**TASK GOAL:**
Say how many lines hold the string "styles"; please write nothing but the number.

**DATA SHOWN:**
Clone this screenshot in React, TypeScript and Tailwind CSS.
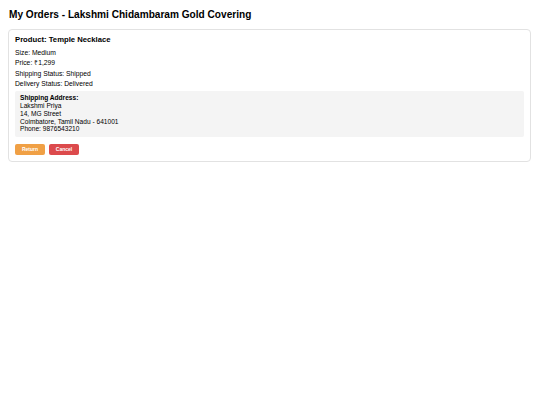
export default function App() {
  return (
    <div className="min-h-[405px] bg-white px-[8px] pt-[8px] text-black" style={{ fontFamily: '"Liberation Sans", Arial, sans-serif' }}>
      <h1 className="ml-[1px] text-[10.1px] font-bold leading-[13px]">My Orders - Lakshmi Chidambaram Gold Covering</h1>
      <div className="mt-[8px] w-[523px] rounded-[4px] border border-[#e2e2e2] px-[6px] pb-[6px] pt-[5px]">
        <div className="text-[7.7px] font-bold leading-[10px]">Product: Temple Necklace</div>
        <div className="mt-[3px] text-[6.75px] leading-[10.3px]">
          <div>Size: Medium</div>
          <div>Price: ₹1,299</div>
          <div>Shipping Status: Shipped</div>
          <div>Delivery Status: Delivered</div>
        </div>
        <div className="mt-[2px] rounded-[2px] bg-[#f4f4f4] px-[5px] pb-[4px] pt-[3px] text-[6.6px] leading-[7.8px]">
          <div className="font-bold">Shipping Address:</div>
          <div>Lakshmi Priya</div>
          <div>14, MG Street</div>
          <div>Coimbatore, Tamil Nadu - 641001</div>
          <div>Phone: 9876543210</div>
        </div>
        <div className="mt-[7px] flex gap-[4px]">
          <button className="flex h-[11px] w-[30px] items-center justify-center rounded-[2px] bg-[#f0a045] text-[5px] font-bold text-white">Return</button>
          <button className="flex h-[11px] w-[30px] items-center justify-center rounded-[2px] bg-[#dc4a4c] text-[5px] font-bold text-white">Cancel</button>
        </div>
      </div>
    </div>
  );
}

---

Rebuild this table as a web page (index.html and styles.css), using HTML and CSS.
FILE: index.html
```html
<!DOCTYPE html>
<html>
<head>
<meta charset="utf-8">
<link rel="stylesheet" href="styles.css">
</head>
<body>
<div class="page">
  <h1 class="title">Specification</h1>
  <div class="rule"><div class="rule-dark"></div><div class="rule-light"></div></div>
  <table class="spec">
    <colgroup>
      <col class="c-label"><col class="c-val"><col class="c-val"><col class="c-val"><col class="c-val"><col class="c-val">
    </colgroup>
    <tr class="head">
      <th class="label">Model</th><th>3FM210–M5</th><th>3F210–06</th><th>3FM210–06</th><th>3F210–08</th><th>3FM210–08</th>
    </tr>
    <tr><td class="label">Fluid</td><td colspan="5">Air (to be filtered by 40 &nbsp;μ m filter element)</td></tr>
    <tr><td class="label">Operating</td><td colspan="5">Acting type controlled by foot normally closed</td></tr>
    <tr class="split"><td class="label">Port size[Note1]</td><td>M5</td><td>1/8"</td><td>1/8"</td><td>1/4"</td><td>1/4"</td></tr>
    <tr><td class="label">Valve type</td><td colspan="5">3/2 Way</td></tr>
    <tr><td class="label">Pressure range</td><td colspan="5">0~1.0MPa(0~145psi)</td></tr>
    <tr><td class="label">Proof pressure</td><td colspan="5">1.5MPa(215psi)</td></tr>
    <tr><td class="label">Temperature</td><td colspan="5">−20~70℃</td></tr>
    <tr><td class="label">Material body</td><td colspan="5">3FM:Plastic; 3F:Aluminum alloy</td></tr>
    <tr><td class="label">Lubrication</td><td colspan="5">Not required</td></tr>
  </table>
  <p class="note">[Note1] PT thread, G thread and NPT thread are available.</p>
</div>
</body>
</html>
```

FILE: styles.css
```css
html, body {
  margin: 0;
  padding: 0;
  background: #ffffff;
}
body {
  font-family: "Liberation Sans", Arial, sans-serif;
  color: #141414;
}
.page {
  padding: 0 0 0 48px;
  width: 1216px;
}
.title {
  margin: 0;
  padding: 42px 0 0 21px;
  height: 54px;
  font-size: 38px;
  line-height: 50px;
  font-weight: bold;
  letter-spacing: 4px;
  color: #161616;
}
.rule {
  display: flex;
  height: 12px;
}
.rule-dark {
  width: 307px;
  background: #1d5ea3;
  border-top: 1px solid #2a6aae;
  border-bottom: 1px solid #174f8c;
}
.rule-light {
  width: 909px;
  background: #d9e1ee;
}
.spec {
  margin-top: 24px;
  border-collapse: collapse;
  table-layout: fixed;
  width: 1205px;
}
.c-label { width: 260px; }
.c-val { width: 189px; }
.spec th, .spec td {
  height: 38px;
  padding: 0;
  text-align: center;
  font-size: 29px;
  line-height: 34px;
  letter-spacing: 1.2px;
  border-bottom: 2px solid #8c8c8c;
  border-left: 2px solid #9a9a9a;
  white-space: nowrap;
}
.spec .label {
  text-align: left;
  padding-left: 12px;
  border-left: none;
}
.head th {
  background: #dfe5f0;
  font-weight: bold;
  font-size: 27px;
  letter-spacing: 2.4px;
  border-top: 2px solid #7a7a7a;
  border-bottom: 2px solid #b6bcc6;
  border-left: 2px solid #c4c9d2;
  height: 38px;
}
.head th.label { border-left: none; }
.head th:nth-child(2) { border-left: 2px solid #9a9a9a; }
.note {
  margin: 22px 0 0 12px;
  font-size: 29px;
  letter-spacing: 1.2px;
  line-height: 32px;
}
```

* * *

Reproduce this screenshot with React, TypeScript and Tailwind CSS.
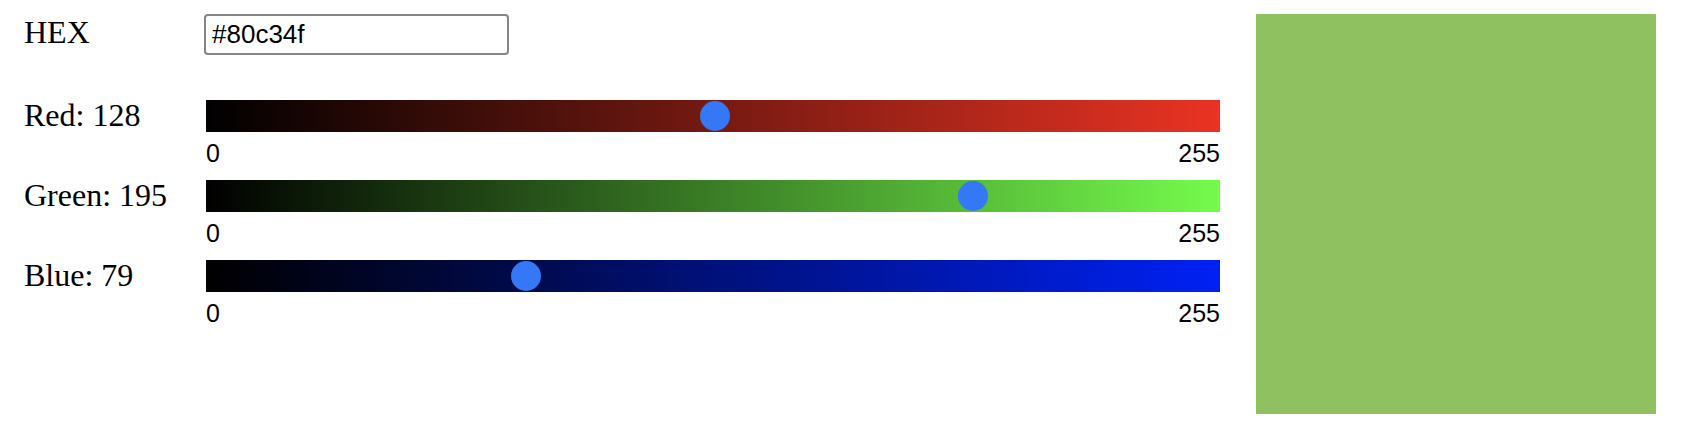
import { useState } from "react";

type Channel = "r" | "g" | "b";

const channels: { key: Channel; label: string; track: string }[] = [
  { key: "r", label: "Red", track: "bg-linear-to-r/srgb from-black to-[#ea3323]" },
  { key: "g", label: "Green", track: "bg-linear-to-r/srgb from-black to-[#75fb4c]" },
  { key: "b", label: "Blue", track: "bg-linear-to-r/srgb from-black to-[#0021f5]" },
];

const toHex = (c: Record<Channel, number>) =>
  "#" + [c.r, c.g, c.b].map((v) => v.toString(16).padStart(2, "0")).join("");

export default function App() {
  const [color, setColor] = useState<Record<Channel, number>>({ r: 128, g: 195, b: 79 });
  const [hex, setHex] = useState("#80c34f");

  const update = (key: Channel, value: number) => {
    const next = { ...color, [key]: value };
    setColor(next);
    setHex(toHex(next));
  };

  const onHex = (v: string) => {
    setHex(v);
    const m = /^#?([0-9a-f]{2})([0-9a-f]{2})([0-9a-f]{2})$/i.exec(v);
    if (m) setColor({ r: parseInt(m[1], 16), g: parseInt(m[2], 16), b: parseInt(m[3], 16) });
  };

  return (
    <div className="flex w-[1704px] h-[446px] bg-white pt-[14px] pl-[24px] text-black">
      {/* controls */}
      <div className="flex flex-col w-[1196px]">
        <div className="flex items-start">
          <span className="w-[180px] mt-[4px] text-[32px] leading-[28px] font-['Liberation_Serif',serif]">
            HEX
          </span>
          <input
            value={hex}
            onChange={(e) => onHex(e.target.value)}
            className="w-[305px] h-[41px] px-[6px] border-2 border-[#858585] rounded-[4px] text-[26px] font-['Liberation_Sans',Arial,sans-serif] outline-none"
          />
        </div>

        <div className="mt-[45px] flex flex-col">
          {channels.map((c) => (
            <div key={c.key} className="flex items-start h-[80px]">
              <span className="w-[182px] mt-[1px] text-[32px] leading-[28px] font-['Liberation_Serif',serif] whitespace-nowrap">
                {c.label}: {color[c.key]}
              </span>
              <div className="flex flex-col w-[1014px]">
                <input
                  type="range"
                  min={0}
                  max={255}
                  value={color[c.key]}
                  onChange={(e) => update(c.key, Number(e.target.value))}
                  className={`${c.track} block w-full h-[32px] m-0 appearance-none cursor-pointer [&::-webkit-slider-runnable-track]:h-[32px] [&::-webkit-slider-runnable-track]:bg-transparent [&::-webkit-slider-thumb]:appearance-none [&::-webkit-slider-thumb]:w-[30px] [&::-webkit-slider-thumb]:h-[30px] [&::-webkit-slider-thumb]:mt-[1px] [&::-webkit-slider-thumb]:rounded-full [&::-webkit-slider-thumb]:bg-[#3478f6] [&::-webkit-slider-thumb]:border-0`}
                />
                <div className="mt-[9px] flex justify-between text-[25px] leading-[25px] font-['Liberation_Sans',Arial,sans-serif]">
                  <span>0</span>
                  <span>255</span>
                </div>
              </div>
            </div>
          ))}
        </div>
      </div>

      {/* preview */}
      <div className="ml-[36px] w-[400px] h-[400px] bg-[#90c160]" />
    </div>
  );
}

**FULL RESPONSE:**
3